Pittsburgh made the Bengals pay for a roughing-the-passer penalty by Myles Murphy, which turned the situation into an immediate first down. A 31-yard catch by Darnell Washington followed, and the Steelers eventually reached the Bengals 7 before settling for a Chris Boswell field goal with 0:10 left in the half. Later, Kenneth Gainwell turned a screen pass into a 28-yard gain on first down, and two plays after that Mason Rudolph hit Gainwell for a 5-yard touchdown and a 27-12 lead.

New England handled first-and-20 the efficient way: Drake Maye threw a 23-yard pass to Hunter Henry right away. The Patriots then bled 7:06 off the clock and added a 19-yard field goal to go up 23-13 with 5:55 left in the game.

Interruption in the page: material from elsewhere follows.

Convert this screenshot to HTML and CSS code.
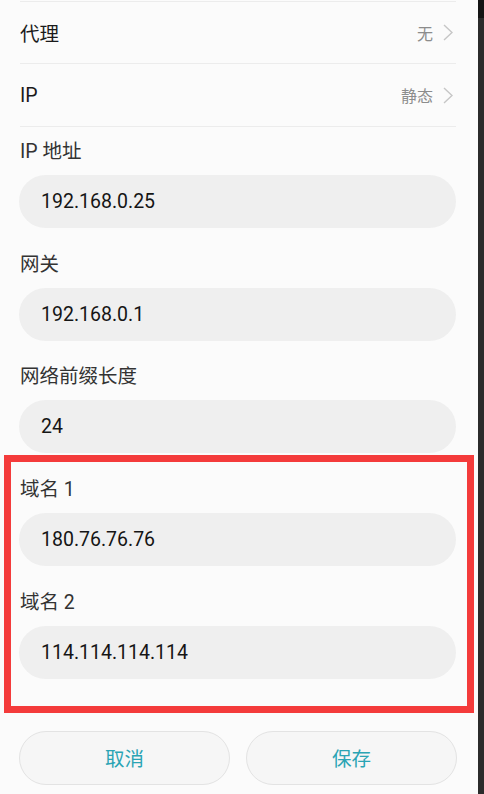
FILE: index.html
```html
<!DOCTYPE html>
<html lang="zh-CN">
<head>
<meta charset="utf-8">
<title>IP 设置</title>
<link rel="stylesheet" href="styles.css">
</head>
<body>
<div class="screen">
  <div class="panel">
    <div class="row row-first">
      <span class="row-title">代理</span>
      <span class="row-value">无<svg class="chev" viewBox="0 0 10 17" width="10" height="17"><path d="M1 1 L9 8.5 L1 16" fill="none" stroke="#c6c6c6" stroke-width="1.4"/></svg></span>
    </div>
    <div class="row row-second">
      <span class="row-title">IP</span>
      <span class="row-value">静态<svg class="chev" viewBox="0 0 10 17" width="10" height="17"><path d="M1 1 L9 8.5 L1 16" fill="none" stroke="#c6c6c6" stroke-width="1.4"/></svg></span>
    </div>

    <div class="field top">
      <div class="label">IP 地址</div>
      <div class="input">192.168.0.25</div>
    </div>
    <div class="field">
      <div class="label">网关</div>
      <div class="input">192.168.0.1</div>
    </div>
    <div class="field">
      <div class="label">网络前缀长度</div>
      <div class="input">24</div>
    </div>

    <div class="highlight">
      <div class="field first">
        <div class="label">域名 1</div>
        <div class="input">180.76.76.76</div>
      </div>
      <div class="field">
        <div class="label">域名 2</div>
        <div class="input">114.114.114.114</div>
      </div>
    </div>

    <div class="buttons">
      <div class="btn">取消</div>
      <div class="btn">保存</div>
    </div>
  </div>
  <div class="edge"><div class="edge-top"></div></div>
</div>
</body>
</html>
```
FILE: styles.css
```css
html, body {
  margin: 0;
  padding: 0;
}
body {
  width: 484px;
  height: 794px;
  overflow: hidden;
  font-family: Roboto, "Noto Sans CJK SC", sans-serif;
  background: #2b2b2b;
}
.screen {
  display: flex;
  height: 794px;
}
.panel {
  width: 478px;
  flex: none;
  background: #fbfbfb;
  padding: 1px 22px 0 19px;
  box-sizing: border-box;
}
.edge {
  flex: 1;
  background: #2b2b2b;
}
.edge-top {
  height: 18px;
  background: #141414;
}
.row {
  display: flex;
  align-items: center;
  justify-content: space-between;
  border-top: 1px solid #ececec;
  margin-left: 1px;
}
.row-first {
  height: 61px;
}
.row-second {
  height: 62px;
  border-bottom: 1px solid #ececec;
}
.row-title {
  font-size: 19.5px;
  color: #1a1a1a;
}
.row-value {
  display: flex;
  align-items: center;
  gap: 10px;
  font-size: 16px;
  color: #8c8c8c;
  margin-right: 3px;
}
.chev {
  display: block;
}
.field {
  padding-top: 13.5px;
}
.field.top {
  padding-top: 2px;
}
.field.first {
  padding-top: 0;
}
.label {
  height: 46px;
  line-height: 46px;
  font-size: 19.5px;
  color: #333;
  padding-left: 1px;
}
.input {
  height: 53px;
  border-radius: 27px;
  background: #efefef;
  display: flex;
  align-items: center;
  padding-left: 22px;
  font-size: 19.5px;
  color: #151515;
}
.highlight {
  margin: 2px -18px 0 -15px;
  border: 7px solid #f43b3b;
  padding: 5px 11px 27px 8px;
  background: #fbfbfb;
}
.buttons {
  display: flex;
  gap: 16px;
  margin-top: 18px;
  margin-right: -1px;
}
.btn {
  flex: 1;
  height: 54px;
  box-sizing: border-box;
  border: 1px solid #e3e3e3;
  border-radius: 27px;
  background: #f6f6f6;
  display: flex;
  align-items: center;
  justify-content: center;
  font-size: 19.5px;
  color: #2aa4b4;
}
```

Baltimore had one drive where it got 10 yards on first down but still ended in a three-and-out. Another time, Lamar Jackson erased the problem immediately with a 44-yard catch-and-run to Derrick Henry. That drive got all the way to the 15-yard line before Demetrius Knight intercepted Jackson on third and 9.

Buffalo also got itself out of trouble quickly. After Josh Allen scrambled for 8 yards, DJ Turner II was flagged for illegal use of hands, giving the Bills a first down at the 17.

Later, the Bills reached first and goal at the 2 before Turner forced a James Cook fumble that Oren Burks recovered. Buffalo needed one play on another drive, a 31-yard pass from Allen to Dalton Knox, to get to first and goal at the 8, and four plays later Allen hit Jackson Hawes for a 3-yard touchdown with 3:03 left for a 39-28 lead.

Arizona, meanwhile, had a routine three-and-out when time before halftime was tight.

For the Bengals, the bigger takeaway from the numbers is simple: getting an offense behind the chains didn’t nearly end enough drives. And when Cincinnati’s own offense landed in that same spot, it only solved the problem a little more than half the time.